Return each line containing "this".

-=-=-

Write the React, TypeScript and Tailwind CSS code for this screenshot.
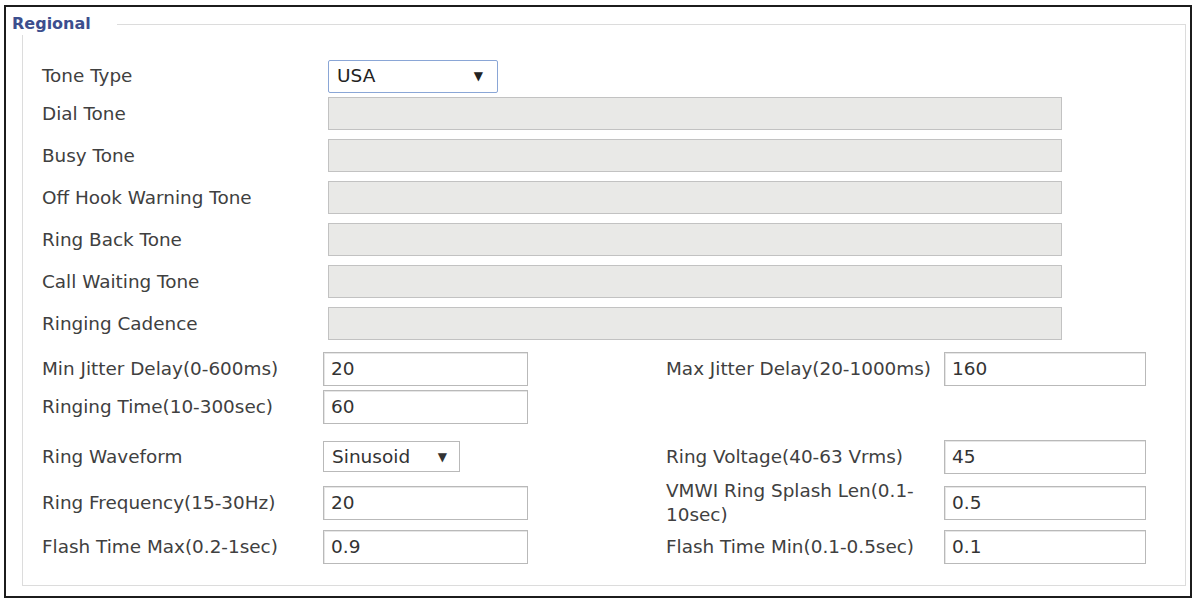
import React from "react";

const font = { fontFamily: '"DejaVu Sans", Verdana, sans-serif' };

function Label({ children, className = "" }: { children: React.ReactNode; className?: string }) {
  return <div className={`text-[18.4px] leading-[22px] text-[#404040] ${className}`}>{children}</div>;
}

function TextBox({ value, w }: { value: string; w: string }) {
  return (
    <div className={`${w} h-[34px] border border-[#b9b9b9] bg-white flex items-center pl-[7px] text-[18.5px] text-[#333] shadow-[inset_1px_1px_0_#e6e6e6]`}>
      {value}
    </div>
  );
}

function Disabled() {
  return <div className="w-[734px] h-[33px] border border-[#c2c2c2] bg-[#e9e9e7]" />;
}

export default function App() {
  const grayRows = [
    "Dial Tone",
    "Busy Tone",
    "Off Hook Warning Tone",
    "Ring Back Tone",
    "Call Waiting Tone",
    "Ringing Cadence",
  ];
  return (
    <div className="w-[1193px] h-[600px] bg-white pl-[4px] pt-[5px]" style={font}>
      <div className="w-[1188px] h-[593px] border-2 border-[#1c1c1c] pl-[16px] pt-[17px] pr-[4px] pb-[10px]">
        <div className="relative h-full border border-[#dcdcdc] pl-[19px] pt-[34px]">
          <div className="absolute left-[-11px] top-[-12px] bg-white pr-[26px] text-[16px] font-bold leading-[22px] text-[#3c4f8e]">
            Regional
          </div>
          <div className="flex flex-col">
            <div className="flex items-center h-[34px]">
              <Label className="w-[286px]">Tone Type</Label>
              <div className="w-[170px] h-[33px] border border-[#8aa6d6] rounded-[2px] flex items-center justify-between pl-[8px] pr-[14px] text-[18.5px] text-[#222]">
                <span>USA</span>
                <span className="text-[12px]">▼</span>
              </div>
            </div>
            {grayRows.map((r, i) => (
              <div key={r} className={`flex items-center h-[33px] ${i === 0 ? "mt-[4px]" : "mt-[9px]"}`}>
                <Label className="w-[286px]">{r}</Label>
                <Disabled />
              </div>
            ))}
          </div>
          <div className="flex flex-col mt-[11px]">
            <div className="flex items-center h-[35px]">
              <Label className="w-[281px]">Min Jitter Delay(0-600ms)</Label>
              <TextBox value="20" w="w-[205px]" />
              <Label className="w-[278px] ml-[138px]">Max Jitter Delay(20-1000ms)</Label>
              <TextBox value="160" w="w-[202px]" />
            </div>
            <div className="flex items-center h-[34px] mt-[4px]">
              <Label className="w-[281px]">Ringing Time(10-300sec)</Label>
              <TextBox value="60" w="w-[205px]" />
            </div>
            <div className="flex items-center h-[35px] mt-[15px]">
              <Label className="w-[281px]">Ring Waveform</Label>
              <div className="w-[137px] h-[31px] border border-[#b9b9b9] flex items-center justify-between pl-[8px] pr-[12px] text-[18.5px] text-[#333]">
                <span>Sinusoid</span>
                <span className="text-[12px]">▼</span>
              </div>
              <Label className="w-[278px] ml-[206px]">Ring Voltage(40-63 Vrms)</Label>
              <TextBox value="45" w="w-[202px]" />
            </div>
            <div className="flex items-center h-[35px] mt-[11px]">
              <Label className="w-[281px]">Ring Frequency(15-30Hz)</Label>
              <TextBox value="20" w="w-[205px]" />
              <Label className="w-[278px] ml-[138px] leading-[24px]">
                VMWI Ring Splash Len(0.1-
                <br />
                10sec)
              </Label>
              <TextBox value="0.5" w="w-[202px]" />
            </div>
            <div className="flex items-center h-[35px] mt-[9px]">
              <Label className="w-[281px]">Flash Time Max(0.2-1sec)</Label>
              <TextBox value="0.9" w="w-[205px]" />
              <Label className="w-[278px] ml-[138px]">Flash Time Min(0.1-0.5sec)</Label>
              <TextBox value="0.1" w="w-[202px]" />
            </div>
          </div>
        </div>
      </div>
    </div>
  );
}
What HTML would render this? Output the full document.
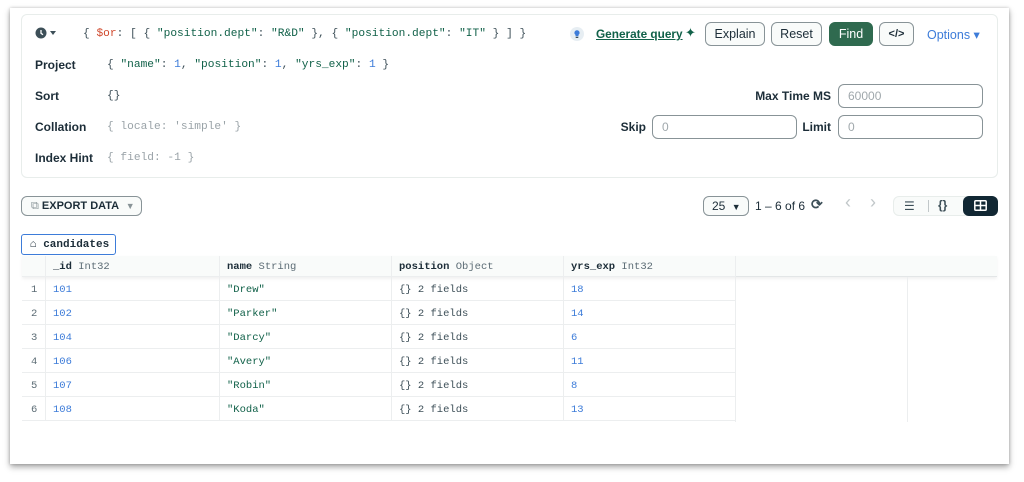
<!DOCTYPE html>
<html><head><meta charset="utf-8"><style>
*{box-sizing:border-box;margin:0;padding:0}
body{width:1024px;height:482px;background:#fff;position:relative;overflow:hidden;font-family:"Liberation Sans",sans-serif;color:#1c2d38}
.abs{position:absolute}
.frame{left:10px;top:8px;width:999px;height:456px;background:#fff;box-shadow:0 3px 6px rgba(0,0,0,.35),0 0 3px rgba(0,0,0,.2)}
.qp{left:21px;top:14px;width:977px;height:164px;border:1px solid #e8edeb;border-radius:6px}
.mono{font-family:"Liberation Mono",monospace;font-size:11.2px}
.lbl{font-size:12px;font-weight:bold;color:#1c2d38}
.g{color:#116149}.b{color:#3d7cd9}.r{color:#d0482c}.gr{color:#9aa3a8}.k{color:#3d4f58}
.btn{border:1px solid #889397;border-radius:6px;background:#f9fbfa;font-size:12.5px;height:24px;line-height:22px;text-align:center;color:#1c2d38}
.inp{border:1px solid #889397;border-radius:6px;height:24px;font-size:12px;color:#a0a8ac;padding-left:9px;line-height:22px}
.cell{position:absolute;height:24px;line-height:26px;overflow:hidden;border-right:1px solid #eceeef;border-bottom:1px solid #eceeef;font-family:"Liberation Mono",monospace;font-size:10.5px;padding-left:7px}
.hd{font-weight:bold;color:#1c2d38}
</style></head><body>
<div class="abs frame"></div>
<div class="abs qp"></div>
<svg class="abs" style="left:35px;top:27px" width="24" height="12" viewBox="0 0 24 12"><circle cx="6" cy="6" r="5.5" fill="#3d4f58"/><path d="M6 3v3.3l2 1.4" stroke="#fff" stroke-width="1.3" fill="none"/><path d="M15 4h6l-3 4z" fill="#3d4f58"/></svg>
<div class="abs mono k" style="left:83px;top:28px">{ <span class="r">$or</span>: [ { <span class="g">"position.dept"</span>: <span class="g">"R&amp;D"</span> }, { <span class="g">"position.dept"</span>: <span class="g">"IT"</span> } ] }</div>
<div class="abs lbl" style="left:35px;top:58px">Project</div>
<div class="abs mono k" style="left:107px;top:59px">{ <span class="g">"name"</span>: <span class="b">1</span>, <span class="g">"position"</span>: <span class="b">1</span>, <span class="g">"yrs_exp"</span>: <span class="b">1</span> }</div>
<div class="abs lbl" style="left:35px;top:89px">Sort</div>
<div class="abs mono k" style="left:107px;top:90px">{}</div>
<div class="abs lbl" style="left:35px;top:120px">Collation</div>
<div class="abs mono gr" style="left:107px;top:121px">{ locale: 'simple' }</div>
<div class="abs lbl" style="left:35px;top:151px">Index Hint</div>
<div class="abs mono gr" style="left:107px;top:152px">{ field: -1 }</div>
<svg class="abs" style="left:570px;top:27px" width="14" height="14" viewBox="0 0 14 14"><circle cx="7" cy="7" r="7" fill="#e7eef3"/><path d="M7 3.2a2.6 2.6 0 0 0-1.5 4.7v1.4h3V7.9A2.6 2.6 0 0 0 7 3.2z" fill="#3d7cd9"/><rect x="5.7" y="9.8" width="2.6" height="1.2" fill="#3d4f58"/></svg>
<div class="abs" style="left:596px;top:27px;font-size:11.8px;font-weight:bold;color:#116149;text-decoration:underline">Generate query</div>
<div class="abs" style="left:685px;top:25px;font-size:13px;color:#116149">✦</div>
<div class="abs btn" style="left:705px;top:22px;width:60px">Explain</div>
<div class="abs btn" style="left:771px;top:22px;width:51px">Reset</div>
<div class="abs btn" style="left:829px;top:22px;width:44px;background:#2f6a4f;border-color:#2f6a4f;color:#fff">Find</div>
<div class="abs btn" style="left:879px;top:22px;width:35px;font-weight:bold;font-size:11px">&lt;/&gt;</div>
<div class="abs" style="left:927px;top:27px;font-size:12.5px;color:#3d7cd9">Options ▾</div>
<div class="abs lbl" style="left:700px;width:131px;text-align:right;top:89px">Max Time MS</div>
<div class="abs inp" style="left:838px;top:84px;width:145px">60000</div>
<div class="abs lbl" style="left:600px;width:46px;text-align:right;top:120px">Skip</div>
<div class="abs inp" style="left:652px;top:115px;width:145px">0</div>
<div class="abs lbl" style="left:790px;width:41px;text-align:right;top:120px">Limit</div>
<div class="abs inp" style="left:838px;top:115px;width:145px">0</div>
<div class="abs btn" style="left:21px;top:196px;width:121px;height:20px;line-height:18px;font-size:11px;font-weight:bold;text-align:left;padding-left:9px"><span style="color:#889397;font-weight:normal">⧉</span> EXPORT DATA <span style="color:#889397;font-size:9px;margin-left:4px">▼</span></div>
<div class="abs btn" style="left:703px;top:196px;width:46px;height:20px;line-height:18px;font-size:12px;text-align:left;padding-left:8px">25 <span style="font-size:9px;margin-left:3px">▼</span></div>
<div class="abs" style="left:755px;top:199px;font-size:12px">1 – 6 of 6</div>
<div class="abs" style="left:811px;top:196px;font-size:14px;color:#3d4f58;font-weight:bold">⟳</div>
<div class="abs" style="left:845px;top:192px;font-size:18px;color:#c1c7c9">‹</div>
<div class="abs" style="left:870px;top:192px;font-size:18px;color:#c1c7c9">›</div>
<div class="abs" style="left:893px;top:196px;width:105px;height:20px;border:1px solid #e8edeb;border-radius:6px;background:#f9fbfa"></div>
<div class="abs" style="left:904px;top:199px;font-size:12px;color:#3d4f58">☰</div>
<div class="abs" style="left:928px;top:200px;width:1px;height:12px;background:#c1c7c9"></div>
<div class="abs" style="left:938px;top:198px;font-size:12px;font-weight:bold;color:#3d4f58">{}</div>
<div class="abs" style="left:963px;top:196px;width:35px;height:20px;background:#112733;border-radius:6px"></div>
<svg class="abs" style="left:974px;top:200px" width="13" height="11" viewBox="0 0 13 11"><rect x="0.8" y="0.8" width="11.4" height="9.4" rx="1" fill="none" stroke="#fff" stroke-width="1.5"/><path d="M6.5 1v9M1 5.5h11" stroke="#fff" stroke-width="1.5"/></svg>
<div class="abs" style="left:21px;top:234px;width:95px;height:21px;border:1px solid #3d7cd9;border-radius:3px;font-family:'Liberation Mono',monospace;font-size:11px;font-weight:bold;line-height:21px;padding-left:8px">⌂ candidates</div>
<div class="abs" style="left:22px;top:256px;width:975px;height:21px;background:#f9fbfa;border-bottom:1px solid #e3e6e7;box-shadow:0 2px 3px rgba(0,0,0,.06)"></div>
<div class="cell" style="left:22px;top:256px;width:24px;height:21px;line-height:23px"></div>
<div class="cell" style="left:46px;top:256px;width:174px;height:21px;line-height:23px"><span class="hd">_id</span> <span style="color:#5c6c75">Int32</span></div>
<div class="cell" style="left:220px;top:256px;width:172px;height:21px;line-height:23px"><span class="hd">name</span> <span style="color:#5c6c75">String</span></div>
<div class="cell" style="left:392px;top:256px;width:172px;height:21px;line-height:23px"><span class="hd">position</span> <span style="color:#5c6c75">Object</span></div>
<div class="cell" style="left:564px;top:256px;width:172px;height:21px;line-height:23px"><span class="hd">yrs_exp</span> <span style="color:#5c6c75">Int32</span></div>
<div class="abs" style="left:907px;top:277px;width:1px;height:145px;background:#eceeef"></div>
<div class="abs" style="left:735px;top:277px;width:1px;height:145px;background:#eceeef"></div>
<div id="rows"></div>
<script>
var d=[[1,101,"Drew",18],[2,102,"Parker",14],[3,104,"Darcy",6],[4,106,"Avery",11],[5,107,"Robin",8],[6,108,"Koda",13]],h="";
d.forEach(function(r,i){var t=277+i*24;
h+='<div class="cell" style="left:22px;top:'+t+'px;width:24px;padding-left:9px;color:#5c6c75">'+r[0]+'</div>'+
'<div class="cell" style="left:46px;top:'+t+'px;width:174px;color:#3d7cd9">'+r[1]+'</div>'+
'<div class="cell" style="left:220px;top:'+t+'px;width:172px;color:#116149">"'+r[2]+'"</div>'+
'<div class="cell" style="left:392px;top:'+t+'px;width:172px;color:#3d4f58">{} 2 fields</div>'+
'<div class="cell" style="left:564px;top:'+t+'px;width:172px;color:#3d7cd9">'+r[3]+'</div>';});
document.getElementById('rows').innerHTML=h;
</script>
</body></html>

-=-=-

**Expected output**
Write the React, TypeScript and Tailwind CSS code for this screenshot.
What HTML would render this? Output the full document.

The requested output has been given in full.